Today, the smartphone with its ‘contents’ is the link between this official rhetoric and resistance to it, between mythology, tradition, mundanity and the concrete life of an individual. Antonina Slobodchikova's installation outlines a common fear of how, through physical or digital intrusion, one can identify or de-anonymize a person, weed them out by removing them from the field of vision, and clear the space for new seeding.
The online tools' potential for defence, offence or surveillance use is examined in Кaterina Sokolovskaya's project: dog sculptures, existing elsewhere in the real world, can be seen through a smartphone screen. These two realities with different initial data for measurement and reference, the physical and the digital, produce a hybrid info-visual environment, which is reflected in the installation by Zhanna Gladko. Marina Naprushkina tries to escape from the hybrid present in her video “future for everyone,” repeating aloud the desired characteristics of this future, as if summoning it. This running, the search for the road in relation to a safe place in the world – a home – is reinterpreted by Masha Maroz in the installation “Long way home”. Here, the same traditional peasant motifs that are not really all that alien to Belarusians are rethought in relations between the language, the ‘harvest’ economy and production: we hear the names of Belarusians and see potatoes, but this time 3D-printed.

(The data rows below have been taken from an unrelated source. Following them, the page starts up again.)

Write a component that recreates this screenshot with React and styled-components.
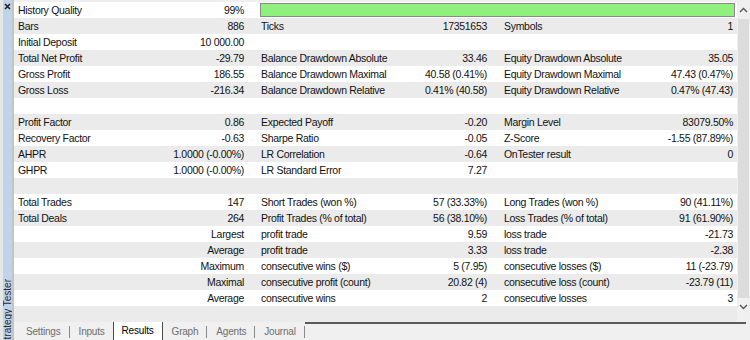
import React from 'react';
import styled, { createGlobalStyle } from 'styled-components';

const rows = [
    [['History Quality', '99%'], 'bar'],
    [['Bars', '886'], ['Ticks', '17351653'], ['Symbols', '1']],
    [['Initial Deposit', '10 000.00'], ['', ''], ['', '']],
    [['Total Net Profit', '-29.79'], ['Balance Drawdown Absolute', '33.46'], ['Equity Drawdown Absolute', '35.05']],
    [['Gross Profit', '186.55'], ['Balance Drawdown Maximal', '40.58 (0.41%)'], ['Equity Drawdown Maximal', '47.43 (0.47%)']],
    [['Gross Loss', '-216.34'], ['Balance Drawdown Relative', '0.41% (40.58)'], ['Equity Drawdown Relative', '0.47% (47.43)']],
    [['', ''], ['', ''], ['', '']],
    [['Profit Factor', '0.86'], ['Expected Payoff', '-0.20'], ['Margin Level', '83079.50%']],
    [['Recovery Factor', '-0.63'], ['Sharpe Ratio', '-0.05'], ['Z-Score', '-1.55 (87.89%)']],
    [['AHPR', '1.0000 (-0.00%)'], ['LR Correlation', '-0.64'], ['OnTester result', '0']],
    [['GHPR', '1.0000 (-0.00%)'], ['LR Standard Error', '7.27'], ['', '']],
    [['', ''], ['', ''], ['', '']],
    [['Total Trades', '147'], ['Short Trades (won %)', '57 (33.33%)'], ['Long Trades (won %)', '90 (41.11%)']],
    [['Total Deals', '264'], ['Profit Trades (% of total)', '56 (38.10%)'], ['Loss Trades (% of total)', '91 (61.90%)']],
    [['', 'Largest'], ['profit trade', '9.59'], ['loss trade', '-21.73']],
    [['', 'Average'], ['profit trade', '3.33'], ['loss trade', '-2.38']],
    [['', 'Maximum'], ['consecutive wins ($)', '5 (7.95)'], ['consecutive losses ($)', '11 (-23.79)']],
    [['', 'Maximal'], ['consecutive profit (count)', '20.82 (4)'], ['consecutive loss (count)', '-23.79 (11)']],
    [['', 'Average'], ['consecutive wins', '2'], ['consecutive losses', '3']],
    [['', ''], ['', ''], ['', '']],
];

const tabs = ['Settings', 'Inputs', 'Results', 'Graph', 'Agents', 'Journal'];
const active = 'Results';

function App() {
    return (
        <Window>
            <GlobalStyle />
            <SideBar>
                <CloseIcon width="7" height="7" viewBox="0 0 7 7">
                    <path d="M1 1L6 6M6 1L1 6" stroke="#222" strokeWidth="1.6" />
                </CloseIcon>
                <SideTitle>Strategy Tester</SideTitle>
            </SideBar>
            <Main>
                <Body>
                    <Table>
                        {rows.map((row, i) => (
                            <Row key={i} $odd={i % 2 === 1}>
                                {row.map((cell, j) => cell === 'bar' ? (
                                    <BarCell key={j}><QualityBar /></BarCell>
                                ) : (
                                    <Cell key={j} $last={j === 2}>
                                        <span>{cell[0]}</span>
                                        <span>{cell[1]}</span>
                                    </Cell>
                                ))}
                            </Row>
                        ))}
                    </Table>
                    <ScrollBar>
                        <svg width="9" height="6" viewBox="0 0 9 6">
                            <polyline points="1,5 4.5,1.5 8,5" fill="none" stroke="#555" strokeWidth="1.4" />
                        </svg>
                        <Thumb />
                        <svg width="9" height="6" viewBox="0 0 9 6">
                            <polyline points="1,1 4.5,4.5 8,1" fill="none" stroke="#555" strokeWidth="1.4" />
                        </svg>
                    </ScrollBar>
                </Body>
                <TabBar>
                    {tabs.map((t, i) => (
                        <Tab key={t} $active={t === active} $beforeActive={tabs[i + 1] === active}>{t}</Tab>
                    ))}
                    <TabRest />
                </TabBar>
            </Main>
        </Window>
    );
}

export default App;

const GlobalStyle = createGlobalStyle`
    body{
        margin:0;
        background:#f0f0f0;
        font-family:"Liberation Sans", Arial, sans-serif;
        font-size:10.5px;
        letter-spacing:-0.3px;
        color:#111;
    }
`

const Window = styled.div`
    width:750px;
    height:340px;
    display:flex;
    overflow:hidden;
    background:#f0f0f0;
`

const SideBar = styled.div`
    width:9px;
    flex-shrink:0;
    border-left:3px solid #e6e6e6;
    border-right:2px solid #c4c4c4;
    background:#bfd3ea;
    display:flex;
    flex-direction:column;
    overflow:hidden;
    position:relative;
`

const CloseIcon = styled.svg`
    position:absolute;
    top:3px;
    left:1px;
`

const SideTitle = styled.div`
    margin-top:auto;
    margin-bottom:-6px;
    writing-mode:vertical-rl;
    transform:rotate(180deg);
    font-size:10px;
    letter-spacing:0;
    line-height:9px;
    color:#2a2a2a;
    white-space:nowrap;
`

const Main = styled.div`
    flex:1;
    display:flex;
    flex-direction:column;
    min-width:0;
`

const Body = styled.div`
    flex:1;
    display:flex;
    padding-top:2px;
    min-height:0;
`

const Table = styled.div`
    flex:1;
    display:flex;
    flex-direction:column;
`

const Row = styled.div`
    height:16px;
    display:grid;
    grid-template-columns:243px 243px 1fr;
    background:${p => p.$odd ? '#ebebeb' : '#ffffff'};
`

const Cell = styled.div`
    display:flex;
    align-items:center;
    justify-content:space-between;
    padding-left:4px;
    padding-right:${p => p.$last ? '4px' : '13px'};
    white-space:nowrap;
`

const BarCell = styled.div`
    grid-column:2 / 4;
    display:flex;
    padding:1px 2px 1px 3px;
`

const QualityBar = styled.div`
    flex:1;
    background:#90f07e;
    border:1px solid #8a8a8a;
`

const ScrollBar = styled.div`
    width:13px;
    display:flex;
    flex-direction:column;
    align-items:center;
    background:#f0f0f0;
    padding:5px 0 12px;
    gap:6px;
`

const Thumb = styled.div`
    flex:1;
    width:11px;
    background:#dcdcdc;
`

const TabBar = styled.div`
    height:18px;
    display:flex;
    align-items:stretch;
    padding-left:3px;
`

const Tab = styled.div`
    display:flex;
    align-items:center;
    padding:0 8px;
    font-size:10px;
    letter-spacing:-0.2px;
    line-height:12px;
    color:${p => p.$active ? '#000' : '#6e6e6e'};
    background:${p => p.$active ? '#fff' : 'transparent'};
    border-left:1px solid ${p => p.$active ? '#4a4a4a' : 'transparent'};
    border-right:1px solid ${p => p.$active ? '#4a4a4a' : p.$beforeActive ? 'transparent' : '#8a8a8a'};
    margin:${p => p.$active ? '0 0 0 -1px' : '4px 0 2px'};
`

const TabRest = styled.div`
    flex:1;
    border-top:2px solid #5a5a5a;
    margin-right:4px;
`
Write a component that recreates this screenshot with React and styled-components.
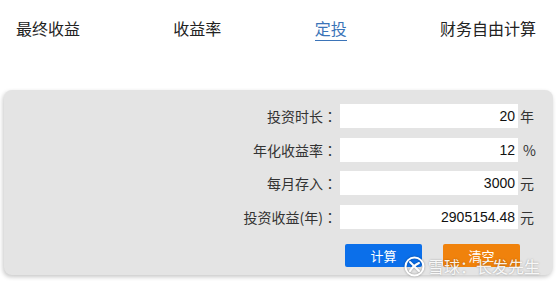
import styled, { createGlobalStyle } from "styled-components";

const GlobalStyle = createGlobalStyle`
  html, body {
    margin: 0;
    padding: 0;
    background: #fff;
  }
  body {
    font-family: "Liberation Sans", Arial, "Noto Sans CJK SC", sans-serif;
    overflow: hidden;
  }
`;

const Page = styled.div`
  position: relative;
  width: 557px;
  height: 284px;
  overflow: hidden;
`;

const Tabs = styled.nav`
  display: flex;
  justify-content: space-between;
  align-items: center;
  height: 58px;
  padding: 0 21px 0 16px;
  font-family: "Noto Sans CJK SC", sans-serif;
  font-size: 16px;
`;

const Tab = styled.span`
  color: ${(p) => (p.$active ? "#3b74b8" : "#222")};
  line-height: 20px;
  padding-bottom: 2px;
  border-bottom: 1px solid ${(p) => (p.$active ? "#3b74b8" : "transparent")};
`;

const Panel = styled.section`
  margin: 32px 4px 0 4px;
  padding: 14px 18px 8px 0;
  background: #e4e4e4;
  border-radius: 8px;
  box-shadow: -1px 2px 4px rgba(0, 0, 0, 0.22);
  display: flex;
  flex-direction: column;
  gap: 9.5px;
`;

const Row = styled.div`
  display: grid;
  grid-template-columns: 1fr 178px 17px;
  align-items: center;
  height: 24px;
`;

const Label = styled.label`
  text-align: right;
  font-family: "Noto Sans CJK SC", sans-serif;
  font-size: 14px;
  color: #333;
  padding-right: 3px;
`;

const Colon = styled.span`
  font-family: "Noto Sans CJK TC", sans-serif;
`;

const Field = styled.div`
  height: 24px;
  background: #fff;
  text-align: right;
  line-height: 24px;
  padding-right: 3px;
  font-size: 14px;
  color: #111;
  box-sizing: border-box;
`;

const Unit = styled.span`
  padding-left: ${(p) => (p.$pad ? 5 : 2)}px;
  font-family: "Noto Sans CJK SC", sans-serif;
  font-size: 14px;
  color: #333;
`;

const Buttons = styled.div`
  display: flex;
  justify-content: flex-end;
  gap: 21px;
  padding-right: 15px;
  margin-top: 5.5px;
`;

const Button = styled.button`
  width: 77px;
  height: 23px;
  border: none;
  border-radius: 2px;
  background: ${(p) => p.$bg};
  color: #fff;
  font-family: "Noto Sans CJK SC", sans-serif;
  font-size: 13px;
  padding: 0;
  line-height: 21px;
`;

const Watermark = styled.div`
  position: absolute;
  left: 404px;
  top: 255px;
  display: flex;
  align-items: center;
  gap: 3px;
  white-space: nowrap;
  color: rgba(255, 255, 255, 0.92);
  font-family: "Noto Sans CJK SC", sans-serif;
  font-size: 16px;
  line-height: 22px;
  text-shadow: 0 0 2px rgba(0, 0, 0, 0.35);
`;

const rows = [
  { label: "投资时长", value: "20", unit: "年" },
  { label: "年化收益率", value: "12", unit: "%", pad: true },
  { label: "每月存入", value: "3000", unit: "元" },
  { label: "投资收益(年)", value: "2905154.48", unit: "元" },
];

const Logo = () => (
  <svg width="21" height="21" viewBox="0 0 21 21" style={{ filter: "drop-shadow(0 0 1px rgba(0,0,0,0.35))" }}>
    <circle cx="10.5" cy="10.5" r="9" fill="none" stroke="#fff" strokeWidth="2" />
    <path d="M6 6 L15 15 M6 15 C8 11 11 9 15 7" fill="none" stroke="#fff" strokeWidth="2" strokeLinecap="round" />
  </svg>
);

const App = () => (
  <Page>
    <GlobalStyle />
    <Tabs>
      <Tab>最终收益</Tab>
      <Tab>收益率</Tab>
      <Tab $active>定投</Tab>
      <Tab>财务自由计算</Tab>
    </Tabs>
    <Panel>
      {rows.map((r) => (
        <Row key={r.label}>
          <Label>
            {r.label}
            <Colon>：</Colon>
          </Label>
          <Field>{r.value}</Field>
          <Unit $pad={r.pad}>{r.unit}</Unit>
        </Row>
      ))}
      <Buttons>
        <Button $bg="#0b6fea">计算</Button>
        <Button $bg="#f0820c">清空</Button>
      </Buttons>
    </Panel>
    <Watermark>
      <Logo />
      <span>雪球：长发先生</span>
    </Watermark>
  </Page>
);

export default App;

The conceptual linking of the exhibition project is made complete by the video work of Ala Savashevich, where communication between individual subjects changes not only the relationship in the very nature of their differences – national, bodily, physical, geographical, mythological, – but also establishes interaction through time and space by giving voices to those who may be deprived of the right to speak their mind, in order to support universal humanistic ideals in an unstable present.